Explain the quotient rule for exponents. Use $$\frac{5^{8}}{5^{2}}$$ in your explanation.

Answer

**step1** Understanding Exponents

First, let's understand what an exponent means. When we write a number like $$5^8$$, it means we are multiplying the base number (which is 5) by itself a certain number of times, indicated by the exponent (which is 8). So, $$5^8$$ means 5 multiplied by itself 8 times: $$5 \times 5 \times 5 \times 5 \times 5 \times 5 \times 5 \times 5$$. Similarly, $$5^2$$ means 5 multiplied by itself 2 times: $$5 \times 5$$.

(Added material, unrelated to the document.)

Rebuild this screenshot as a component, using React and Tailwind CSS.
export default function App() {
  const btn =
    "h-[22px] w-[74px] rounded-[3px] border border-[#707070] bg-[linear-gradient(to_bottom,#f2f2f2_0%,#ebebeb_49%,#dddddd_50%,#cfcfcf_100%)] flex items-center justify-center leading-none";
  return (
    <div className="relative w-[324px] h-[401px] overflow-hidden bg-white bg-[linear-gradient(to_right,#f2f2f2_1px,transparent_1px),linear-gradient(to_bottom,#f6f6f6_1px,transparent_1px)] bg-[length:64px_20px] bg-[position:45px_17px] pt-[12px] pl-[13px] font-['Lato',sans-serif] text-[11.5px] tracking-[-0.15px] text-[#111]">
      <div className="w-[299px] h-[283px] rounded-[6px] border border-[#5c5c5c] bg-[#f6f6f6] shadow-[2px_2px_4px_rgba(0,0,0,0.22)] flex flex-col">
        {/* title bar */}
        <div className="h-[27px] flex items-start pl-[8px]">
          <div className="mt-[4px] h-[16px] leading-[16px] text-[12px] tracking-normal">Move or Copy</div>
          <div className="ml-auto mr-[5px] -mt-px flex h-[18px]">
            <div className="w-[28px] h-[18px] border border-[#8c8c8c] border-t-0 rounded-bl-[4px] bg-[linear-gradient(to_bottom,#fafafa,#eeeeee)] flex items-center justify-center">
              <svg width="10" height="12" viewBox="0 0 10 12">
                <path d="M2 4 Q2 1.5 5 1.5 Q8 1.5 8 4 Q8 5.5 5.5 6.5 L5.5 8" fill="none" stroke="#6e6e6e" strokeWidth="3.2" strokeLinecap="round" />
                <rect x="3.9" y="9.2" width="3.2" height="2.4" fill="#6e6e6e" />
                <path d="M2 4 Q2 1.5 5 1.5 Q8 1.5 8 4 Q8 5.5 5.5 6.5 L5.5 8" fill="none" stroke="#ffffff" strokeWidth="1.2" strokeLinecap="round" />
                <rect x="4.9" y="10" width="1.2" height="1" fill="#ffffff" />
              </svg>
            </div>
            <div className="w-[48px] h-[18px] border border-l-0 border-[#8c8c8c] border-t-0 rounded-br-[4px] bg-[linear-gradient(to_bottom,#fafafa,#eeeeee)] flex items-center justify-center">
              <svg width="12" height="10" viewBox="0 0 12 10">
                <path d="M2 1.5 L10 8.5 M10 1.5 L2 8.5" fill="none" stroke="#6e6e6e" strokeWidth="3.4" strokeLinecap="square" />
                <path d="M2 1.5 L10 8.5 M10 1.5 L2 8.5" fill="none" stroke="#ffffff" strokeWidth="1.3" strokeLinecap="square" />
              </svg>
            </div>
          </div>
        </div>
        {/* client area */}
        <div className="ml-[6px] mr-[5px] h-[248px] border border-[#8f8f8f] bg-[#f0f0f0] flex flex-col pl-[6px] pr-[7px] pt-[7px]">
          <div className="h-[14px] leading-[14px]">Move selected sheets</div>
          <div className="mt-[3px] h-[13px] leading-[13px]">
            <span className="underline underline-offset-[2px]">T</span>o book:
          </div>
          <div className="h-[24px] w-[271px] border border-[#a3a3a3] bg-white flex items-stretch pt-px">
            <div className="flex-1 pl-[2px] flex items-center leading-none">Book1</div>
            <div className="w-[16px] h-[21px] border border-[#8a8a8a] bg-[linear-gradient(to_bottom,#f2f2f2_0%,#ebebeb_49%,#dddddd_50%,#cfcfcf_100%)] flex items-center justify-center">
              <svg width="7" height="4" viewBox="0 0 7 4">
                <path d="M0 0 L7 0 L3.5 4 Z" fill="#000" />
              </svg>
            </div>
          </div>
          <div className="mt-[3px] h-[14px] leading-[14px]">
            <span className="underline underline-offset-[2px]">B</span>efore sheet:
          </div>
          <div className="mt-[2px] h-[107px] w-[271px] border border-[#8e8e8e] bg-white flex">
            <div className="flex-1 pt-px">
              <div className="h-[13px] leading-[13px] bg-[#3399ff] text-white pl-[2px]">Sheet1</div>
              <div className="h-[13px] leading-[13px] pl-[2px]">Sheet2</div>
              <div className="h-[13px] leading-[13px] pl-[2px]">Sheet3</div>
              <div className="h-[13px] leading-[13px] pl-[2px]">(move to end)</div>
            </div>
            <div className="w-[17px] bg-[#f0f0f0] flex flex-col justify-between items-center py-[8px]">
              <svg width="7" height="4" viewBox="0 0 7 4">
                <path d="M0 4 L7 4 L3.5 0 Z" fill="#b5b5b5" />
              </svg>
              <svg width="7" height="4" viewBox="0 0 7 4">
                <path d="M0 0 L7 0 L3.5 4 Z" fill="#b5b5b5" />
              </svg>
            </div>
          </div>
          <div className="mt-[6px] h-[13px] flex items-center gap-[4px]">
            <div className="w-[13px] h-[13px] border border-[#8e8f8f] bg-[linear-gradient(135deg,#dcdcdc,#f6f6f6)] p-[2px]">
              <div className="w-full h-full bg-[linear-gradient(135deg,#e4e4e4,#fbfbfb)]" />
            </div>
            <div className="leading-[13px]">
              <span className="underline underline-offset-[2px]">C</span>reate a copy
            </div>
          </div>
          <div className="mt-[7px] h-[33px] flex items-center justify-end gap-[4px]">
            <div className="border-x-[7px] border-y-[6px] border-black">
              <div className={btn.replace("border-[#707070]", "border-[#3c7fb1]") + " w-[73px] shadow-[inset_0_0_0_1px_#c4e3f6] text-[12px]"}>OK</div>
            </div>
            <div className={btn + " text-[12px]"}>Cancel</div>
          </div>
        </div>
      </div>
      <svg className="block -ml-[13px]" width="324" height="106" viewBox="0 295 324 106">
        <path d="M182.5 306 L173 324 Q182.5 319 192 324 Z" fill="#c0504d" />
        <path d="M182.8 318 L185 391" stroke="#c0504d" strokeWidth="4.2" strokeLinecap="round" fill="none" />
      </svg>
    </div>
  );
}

**step2** Setting up the Division Problem

Now, we want to divide $$5^8$$ by $$5^2$$. We can write this as a fraction: $$\frac{5^{8}}{5^{2}}$$. Let's replace the exponential forms with their expanded multiplication forms.

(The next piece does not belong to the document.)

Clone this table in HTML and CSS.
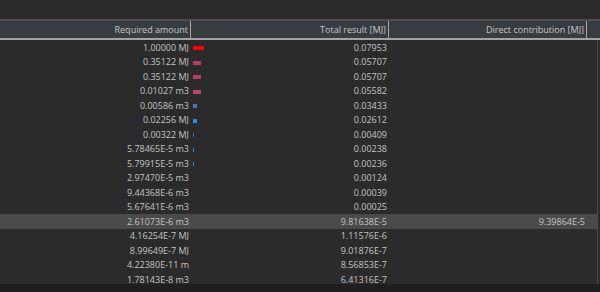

**step3** Expanding the Expression

The numerator $$5^8$$ expands to:
$$5 \times 5 \times 5 \times 5 \times 5 \times 5 \times 5 \times 5$$
The denominator $$5^2$$ expands to:
$$5 \times 5$$
So, the fraction becomes:
$$\frac{5 \times 5 \times 5 \times 5 \times 5 \times 5 \times 5 \times 5}{5 \times 5}$$

**step4** Simplifying by Canceling Common Factors

When we have the same number in the numerator and the denominator of a fraction, they cancel each other out, because any number divided by itself is 1. We have two 5s in the denominator, so we can cancel out two 5s from the numerator:
$$\frac{\cancel{5} \times \cancel{5} \times 5 \times 5 \times 5 \times 5 \times 5 \times 5}{\cancel{5} \times \cancel{5}}$$
After canceling, we are left with:
$$5 \times 5 \times 5 \times 5 \times 5 \times 5$$

**step5** Writing the Result in Exponential Form

The remaining expression is $$5$$ multiplied by itself 6 times. This can be written in exponential form as $$5^6$$.
So, $$\frac{5^{8}}{5^{2}} = 5^6$$.

**step6** Stating the Quotient Rule for Exponents

By observing the original exponents (8 and 2) and the resulting exponent (6), we can see a pattern. The new exponent (6) is found by subtracting the exponent of the denominator (2) from the exponent of the numerator (8). That is, $$8 - 2 = 6$$.
This leads us to the quotient rule for exponents: When dividing powers with the same base, you subtract the exponents.
In general, if 'a' is the base and 'm' and 'n' are exponents, then $$\frac{a^m}{a^n} = a^{(m-n)}$$.